仰向けに寝かせる(家庭では、寝かしつけをあおむけ寝に)。

眠る場所は、何もない平らな場所。やわらかいマットは使わない。

枕、ブランケット(上掛け)、使用中にゆるんだりたるんだりするシーツ等を乳児の下やまわりに置かない。上のCPSCのサイトによると、「枕の使用は1歳半から」となっています。もちろん、おもちゃやぬいぐるみをまわりに置くのも危険。ベビーベッドで起きている死亡の半数近くは、枕、厚い上掛け、ベッドの中にいろいろ入っているモノによるとのこと(米国CPSC)。

子どものからだが熱くなりすぎないようにする。厚い上掛け布団や毛布は、窒息の危険があるので使わない。BBCのニュースのビデオを見ると、バスタオル状のものも掛けていません。「寒くない服装をさせ、何も掛けない」ということのようです。「おなかが冷えると…」という日本の文化からすると、受け入れがたい方もいらっしゃると思いますが。CPSCは「薄いブランケットならよい」と書いていますけれども、家庭の場合、保護者も寝ている間に薄いブランケットが子どもの顔まわりを覆ってしまうリスクはあります。

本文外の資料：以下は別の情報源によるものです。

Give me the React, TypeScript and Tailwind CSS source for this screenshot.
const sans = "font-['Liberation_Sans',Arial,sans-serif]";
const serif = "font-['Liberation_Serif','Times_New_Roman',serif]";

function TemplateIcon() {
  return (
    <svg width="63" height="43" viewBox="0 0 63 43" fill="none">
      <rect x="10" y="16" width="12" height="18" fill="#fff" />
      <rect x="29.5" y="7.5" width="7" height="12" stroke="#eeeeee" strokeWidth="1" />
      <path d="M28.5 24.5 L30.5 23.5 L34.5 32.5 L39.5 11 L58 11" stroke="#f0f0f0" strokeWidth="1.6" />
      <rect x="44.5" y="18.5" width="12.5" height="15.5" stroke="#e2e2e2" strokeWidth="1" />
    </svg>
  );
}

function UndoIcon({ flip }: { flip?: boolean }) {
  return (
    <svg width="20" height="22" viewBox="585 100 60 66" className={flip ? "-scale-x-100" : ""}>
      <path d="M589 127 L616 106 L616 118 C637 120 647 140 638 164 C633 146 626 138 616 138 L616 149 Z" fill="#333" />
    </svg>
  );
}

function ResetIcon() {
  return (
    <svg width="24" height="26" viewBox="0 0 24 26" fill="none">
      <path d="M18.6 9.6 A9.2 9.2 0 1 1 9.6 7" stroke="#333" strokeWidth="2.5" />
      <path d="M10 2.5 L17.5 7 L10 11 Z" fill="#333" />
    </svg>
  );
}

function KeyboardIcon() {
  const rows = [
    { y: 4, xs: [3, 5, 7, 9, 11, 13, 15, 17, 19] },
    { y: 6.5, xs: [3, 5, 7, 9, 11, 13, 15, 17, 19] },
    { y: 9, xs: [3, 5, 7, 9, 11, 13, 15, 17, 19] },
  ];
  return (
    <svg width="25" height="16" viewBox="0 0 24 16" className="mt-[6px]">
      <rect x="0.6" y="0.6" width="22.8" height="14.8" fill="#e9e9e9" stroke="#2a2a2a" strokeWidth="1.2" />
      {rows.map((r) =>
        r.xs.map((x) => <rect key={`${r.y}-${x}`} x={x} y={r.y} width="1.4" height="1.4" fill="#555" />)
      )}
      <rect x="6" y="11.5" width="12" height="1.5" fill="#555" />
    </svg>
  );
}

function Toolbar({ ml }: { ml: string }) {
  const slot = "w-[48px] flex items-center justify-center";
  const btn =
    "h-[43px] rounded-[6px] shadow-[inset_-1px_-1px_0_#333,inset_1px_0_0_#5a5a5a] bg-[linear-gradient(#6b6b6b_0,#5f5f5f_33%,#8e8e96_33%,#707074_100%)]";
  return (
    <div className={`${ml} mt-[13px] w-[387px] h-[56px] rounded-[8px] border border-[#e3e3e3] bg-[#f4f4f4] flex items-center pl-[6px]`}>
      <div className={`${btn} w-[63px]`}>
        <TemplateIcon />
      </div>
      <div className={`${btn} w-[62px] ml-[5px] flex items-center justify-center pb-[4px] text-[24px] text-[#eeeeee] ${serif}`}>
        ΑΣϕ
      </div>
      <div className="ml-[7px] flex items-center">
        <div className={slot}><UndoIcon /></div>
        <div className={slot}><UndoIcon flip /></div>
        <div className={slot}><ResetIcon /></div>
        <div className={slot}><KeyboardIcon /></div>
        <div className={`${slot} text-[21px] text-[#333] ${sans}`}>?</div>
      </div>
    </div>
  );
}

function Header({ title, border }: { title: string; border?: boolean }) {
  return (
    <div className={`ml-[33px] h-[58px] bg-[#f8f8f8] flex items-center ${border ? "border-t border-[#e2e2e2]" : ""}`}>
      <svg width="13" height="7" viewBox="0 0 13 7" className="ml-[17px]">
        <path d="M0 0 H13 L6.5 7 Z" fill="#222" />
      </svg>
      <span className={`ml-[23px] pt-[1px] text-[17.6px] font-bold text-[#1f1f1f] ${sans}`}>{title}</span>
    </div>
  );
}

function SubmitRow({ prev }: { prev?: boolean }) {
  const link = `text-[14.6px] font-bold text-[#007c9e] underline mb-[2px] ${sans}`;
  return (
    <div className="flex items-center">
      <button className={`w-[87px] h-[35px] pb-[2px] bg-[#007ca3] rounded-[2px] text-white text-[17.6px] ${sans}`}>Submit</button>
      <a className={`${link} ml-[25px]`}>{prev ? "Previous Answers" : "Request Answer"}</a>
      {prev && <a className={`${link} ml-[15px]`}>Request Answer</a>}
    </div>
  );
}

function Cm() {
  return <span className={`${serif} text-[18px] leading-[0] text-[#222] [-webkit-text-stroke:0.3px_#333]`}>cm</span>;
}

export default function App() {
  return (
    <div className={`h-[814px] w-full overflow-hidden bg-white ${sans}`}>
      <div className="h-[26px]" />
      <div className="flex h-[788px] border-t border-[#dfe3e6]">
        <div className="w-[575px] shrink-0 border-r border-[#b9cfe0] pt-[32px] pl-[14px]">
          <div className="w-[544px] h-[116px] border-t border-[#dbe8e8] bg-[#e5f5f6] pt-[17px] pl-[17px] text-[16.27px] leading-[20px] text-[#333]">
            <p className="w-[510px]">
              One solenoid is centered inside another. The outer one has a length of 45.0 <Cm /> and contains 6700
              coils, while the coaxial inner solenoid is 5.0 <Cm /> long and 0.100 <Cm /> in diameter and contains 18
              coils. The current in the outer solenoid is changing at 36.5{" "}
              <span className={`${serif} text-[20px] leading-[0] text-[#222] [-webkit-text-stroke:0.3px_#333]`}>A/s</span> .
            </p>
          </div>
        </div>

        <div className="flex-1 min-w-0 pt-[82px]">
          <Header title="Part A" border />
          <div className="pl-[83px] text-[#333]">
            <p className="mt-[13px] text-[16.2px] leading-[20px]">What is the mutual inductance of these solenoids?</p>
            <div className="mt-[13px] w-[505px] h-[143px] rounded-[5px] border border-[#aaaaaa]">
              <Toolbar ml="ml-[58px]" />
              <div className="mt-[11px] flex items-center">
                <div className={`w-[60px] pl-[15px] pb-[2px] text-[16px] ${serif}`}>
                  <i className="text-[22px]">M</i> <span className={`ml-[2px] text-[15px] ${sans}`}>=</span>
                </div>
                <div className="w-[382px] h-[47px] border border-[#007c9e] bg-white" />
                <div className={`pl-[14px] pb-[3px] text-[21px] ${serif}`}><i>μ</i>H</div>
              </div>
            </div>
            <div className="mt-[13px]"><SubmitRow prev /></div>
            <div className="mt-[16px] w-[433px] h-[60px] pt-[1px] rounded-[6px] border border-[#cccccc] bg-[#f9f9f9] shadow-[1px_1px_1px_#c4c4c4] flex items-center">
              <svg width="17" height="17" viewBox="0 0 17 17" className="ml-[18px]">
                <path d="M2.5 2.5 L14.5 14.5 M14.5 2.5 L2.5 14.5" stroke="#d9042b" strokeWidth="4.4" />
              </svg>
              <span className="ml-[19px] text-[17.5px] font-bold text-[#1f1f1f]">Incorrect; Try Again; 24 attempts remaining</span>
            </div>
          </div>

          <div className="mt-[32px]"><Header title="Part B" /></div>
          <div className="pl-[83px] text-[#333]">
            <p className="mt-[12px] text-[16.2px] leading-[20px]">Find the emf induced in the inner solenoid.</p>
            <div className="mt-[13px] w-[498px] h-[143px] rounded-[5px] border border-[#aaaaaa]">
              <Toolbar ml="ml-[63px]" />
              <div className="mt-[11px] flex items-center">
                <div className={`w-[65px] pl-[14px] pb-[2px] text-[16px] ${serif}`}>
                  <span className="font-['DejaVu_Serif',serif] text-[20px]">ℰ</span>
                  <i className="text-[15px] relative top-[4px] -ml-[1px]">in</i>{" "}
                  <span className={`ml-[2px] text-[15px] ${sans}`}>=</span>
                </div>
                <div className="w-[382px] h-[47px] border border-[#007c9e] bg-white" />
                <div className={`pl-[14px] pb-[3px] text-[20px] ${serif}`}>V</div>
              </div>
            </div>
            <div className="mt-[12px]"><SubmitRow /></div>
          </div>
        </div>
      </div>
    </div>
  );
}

・ベビーベッドの場合、ベビーベッド・バンパーは使わない。また、マットと柵の間に子どもの顔やからだがはさまらない、落ちないようにする。


おまけ:保育園における危険:外から柵の中に手を入れる

 一方、保育園の場合、ベビーベッドの外にいる子どもが柵から中に手を入れるので、どうすればいいかという相談を聞くことがあります。保育士さんたちといろいろ話して出たひとつの方法は、オーガンジーのようなメッシュ生地をベッドの柵の下側(外の子どもの手が届く部分)に張り巡らすことでした(網状の布では指がからむなどして危ない。透けない布だと子どもの姿が見えない)。この時、ベッドの外側に張ればよいのですが、薄い布だと外の子どもがひっぱってしまいます。なので、柵の縦棒に交互に(S字状に)張り巡らしては?という意見もありました。以上、参考までに書いておきます。

 もちろん、保育園の場合は、ベビーベッドの真ん中に子どもが上を向いて横たわっているよう、頻回のチェックが必要なのは言うまでもありません。布はあくまでも、外から子どもが手を入れるのを防ぐためです。